_GOAL_.
Show all lines holding "this".

_DATA SECTION_.
+ + + + + + +
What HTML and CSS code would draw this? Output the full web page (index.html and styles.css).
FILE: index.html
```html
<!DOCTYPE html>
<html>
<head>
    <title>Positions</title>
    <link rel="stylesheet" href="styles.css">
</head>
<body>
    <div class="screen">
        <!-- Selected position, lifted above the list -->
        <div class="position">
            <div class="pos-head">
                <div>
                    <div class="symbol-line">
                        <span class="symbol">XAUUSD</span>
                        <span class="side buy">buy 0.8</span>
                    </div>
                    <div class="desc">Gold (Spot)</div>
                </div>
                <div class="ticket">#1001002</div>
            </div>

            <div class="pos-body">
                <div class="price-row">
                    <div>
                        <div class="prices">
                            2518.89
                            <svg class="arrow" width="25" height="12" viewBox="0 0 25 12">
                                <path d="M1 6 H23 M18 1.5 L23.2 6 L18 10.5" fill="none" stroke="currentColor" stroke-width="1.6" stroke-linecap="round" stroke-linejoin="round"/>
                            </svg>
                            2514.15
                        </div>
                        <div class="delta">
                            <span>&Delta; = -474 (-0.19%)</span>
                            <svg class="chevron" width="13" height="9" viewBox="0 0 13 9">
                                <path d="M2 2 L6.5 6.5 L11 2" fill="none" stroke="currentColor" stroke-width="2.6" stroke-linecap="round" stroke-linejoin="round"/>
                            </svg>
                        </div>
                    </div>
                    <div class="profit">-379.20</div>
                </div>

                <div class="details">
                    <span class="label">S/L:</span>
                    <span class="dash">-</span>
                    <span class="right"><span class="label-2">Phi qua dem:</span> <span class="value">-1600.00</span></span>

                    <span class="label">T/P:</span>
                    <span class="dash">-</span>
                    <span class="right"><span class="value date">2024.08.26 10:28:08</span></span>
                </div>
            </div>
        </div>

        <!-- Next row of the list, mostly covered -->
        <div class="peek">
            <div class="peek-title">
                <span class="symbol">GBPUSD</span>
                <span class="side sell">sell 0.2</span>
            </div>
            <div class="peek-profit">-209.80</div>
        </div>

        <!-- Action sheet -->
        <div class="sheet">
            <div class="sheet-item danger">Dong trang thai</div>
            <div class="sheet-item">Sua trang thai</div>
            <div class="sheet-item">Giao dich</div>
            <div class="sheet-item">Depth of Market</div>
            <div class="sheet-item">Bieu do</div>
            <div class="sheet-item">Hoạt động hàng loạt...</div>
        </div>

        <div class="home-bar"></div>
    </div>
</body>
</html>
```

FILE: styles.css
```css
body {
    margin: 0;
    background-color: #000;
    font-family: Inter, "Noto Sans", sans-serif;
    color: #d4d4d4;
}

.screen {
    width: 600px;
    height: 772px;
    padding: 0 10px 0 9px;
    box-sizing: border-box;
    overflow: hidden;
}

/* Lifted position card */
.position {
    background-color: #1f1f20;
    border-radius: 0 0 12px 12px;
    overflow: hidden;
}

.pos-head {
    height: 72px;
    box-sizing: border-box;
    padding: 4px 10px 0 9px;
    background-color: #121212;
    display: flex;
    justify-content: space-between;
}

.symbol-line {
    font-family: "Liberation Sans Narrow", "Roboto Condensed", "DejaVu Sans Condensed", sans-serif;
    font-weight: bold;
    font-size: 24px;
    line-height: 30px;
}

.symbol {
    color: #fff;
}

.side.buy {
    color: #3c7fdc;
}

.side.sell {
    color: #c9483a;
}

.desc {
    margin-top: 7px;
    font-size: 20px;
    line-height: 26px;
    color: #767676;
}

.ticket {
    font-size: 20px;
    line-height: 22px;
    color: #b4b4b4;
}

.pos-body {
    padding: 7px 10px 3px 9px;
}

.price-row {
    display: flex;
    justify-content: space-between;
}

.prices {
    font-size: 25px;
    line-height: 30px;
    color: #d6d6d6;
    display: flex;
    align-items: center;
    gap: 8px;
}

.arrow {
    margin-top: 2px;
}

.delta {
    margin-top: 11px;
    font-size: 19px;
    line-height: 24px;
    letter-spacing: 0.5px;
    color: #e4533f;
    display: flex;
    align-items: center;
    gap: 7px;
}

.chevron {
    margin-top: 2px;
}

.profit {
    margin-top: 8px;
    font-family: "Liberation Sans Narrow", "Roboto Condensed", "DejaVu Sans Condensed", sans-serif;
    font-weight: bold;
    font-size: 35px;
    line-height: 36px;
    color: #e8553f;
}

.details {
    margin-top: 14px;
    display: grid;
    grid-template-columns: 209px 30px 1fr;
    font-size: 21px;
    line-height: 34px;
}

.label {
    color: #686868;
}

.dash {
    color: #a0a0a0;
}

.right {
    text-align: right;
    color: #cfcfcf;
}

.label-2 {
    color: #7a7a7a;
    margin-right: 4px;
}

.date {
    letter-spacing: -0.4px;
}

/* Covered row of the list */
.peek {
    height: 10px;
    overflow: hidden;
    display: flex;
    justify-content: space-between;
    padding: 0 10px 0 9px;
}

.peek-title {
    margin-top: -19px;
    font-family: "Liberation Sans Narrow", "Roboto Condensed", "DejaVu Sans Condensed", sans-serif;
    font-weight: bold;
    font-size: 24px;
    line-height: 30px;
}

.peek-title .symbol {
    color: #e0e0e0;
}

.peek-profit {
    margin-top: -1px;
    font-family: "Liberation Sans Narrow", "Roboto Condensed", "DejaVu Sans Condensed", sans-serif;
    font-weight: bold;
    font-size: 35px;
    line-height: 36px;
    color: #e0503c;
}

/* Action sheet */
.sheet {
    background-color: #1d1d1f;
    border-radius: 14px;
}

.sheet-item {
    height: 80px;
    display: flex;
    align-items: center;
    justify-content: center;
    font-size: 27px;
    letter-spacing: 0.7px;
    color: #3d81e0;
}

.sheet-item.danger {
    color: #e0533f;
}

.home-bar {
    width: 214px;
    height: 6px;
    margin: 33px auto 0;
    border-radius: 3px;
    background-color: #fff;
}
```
+ + + + + + +
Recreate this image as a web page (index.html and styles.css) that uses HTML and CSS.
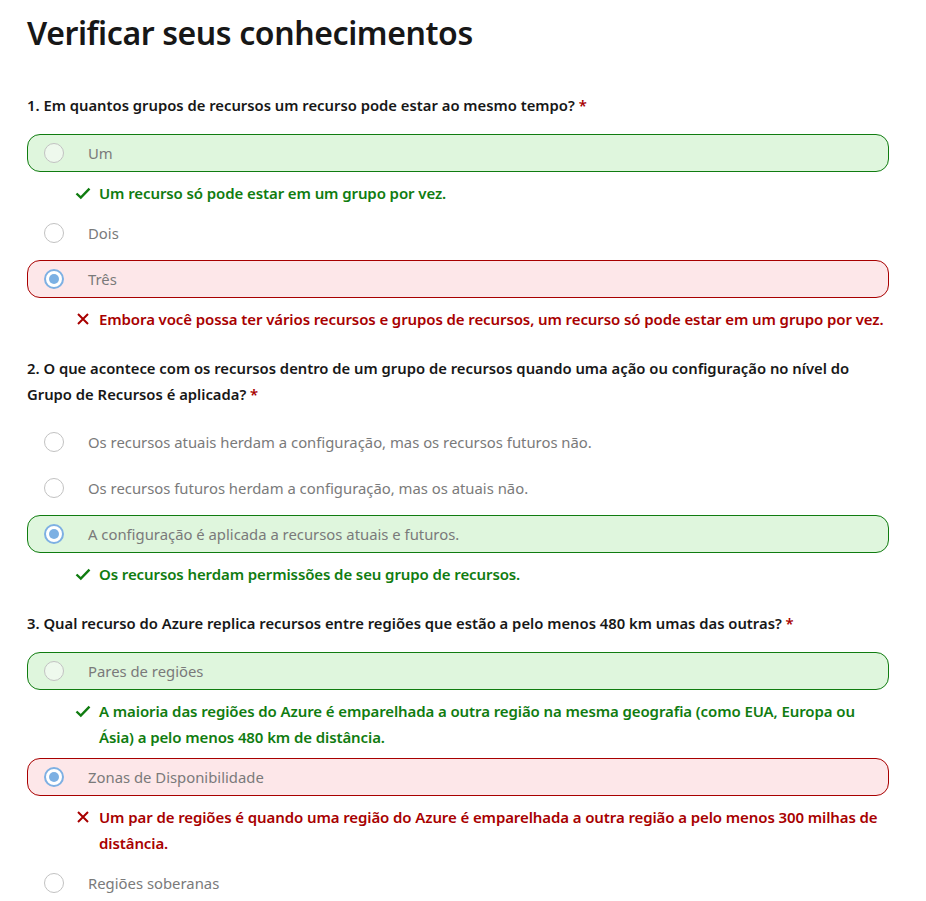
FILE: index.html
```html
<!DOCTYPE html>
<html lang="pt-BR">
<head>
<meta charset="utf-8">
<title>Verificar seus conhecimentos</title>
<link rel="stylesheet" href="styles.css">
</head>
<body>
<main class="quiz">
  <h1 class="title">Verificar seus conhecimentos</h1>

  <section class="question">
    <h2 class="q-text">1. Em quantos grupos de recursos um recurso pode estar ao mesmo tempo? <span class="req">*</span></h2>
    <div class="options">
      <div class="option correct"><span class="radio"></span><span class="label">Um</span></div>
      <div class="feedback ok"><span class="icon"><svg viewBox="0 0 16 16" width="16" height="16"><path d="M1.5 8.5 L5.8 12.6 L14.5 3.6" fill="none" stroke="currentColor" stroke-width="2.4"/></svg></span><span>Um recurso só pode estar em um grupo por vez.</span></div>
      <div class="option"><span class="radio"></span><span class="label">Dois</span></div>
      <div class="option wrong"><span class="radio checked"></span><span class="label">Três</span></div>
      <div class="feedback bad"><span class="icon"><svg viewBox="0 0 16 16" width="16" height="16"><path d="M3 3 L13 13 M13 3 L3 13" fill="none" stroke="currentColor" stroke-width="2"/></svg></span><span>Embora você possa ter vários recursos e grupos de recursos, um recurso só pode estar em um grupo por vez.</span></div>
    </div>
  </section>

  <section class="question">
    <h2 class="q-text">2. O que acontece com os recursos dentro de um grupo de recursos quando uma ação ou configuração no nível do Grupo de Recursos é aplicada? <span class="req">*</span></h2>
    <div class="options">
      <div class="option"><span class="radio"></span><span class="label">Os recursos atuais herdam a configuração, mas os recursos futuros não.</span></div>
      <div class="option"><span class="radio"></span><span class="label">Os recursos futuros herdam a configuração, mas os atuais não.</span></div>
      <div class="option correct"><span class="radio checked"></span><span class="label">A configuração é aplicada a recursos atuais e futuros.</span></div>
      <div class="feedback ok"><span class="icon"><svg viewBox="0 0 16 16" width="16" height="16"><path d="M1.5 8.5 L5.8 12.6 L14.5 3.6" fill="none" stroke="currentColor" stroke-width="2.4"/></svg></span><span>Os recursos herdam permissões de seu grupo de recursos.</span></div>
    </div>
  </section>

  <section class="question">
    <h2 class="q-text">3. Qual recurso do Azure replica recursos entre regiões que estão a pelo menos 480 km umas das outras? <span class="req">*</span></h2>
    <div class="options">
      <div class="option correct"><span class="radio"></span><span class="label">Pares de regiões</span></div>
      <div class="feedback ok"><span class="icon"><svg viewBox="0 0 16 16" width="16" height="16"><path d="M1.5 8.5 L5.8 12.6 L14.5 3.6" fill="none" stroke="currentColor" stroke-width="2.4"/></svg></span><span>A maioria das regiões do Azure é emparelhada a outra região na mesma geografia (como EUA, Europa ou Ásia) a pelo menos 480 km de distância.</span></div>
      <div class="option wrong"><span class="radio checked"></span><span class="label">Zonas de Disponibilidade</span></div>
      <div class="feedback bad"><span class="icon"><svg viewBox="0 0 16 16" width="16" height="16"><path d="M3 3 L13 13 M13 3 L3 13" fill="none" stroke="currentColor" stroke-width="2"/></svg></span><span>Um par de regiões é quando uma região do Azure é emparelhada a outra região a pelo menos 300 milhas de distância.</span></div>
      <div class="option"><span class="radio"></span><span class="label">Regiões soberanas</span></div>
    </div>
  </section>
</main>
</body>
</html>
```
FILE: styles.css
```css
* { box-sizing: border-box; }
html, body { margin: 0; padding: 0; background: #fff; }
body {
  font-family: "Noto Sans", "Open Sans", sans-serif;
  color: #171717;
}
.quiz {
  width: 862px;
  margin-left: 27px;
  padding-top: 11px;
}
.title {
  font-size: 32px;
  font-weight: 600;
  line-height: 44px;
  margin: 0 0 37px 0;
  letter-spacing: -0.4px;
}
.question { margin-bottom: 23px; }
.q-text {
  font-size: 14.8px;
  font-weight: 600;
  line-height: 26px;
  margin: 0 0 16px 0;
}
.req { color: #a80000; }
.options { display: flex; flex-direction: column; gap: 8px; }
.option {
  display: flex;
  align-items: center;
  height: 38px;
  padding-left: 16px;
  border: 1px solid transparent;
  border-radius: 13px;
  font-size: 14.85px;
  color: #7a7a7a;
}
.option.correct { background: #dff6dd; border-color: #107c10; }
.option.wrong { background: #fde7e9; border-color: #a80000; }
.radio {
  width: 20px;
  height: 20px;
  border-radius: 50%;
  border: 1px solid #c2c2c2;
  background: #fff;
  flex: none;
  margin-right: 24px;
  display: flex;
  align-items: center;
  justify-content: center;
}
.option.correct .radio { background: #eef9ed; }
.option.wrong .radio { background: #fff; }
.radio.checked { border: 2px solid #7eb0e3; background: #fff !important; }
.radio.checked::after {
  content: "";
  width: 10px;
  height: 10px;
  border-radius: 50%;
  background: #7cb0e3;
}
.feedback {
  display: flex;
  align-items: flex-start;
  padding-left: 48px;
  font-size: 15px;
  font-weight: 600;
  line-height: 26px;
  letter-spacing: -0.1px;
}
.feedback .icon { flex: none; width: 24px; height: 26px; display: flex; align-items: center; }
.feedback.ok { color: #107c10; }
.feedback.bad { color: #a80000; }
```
+ + + + + + +
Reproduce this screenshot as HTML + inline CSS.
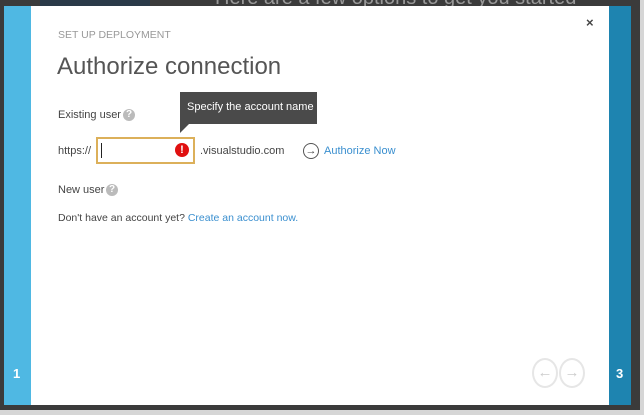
+ + + + + + +
_EXERCISE ANSWER_.
What HTML and CSS code would draw this? Output the full web page (index.html and styles.css).
Recreate this image as a web page (index.html and styles.css) that uses HTML and CSS.
Reproduce this screenshot as HTML + inline CSS.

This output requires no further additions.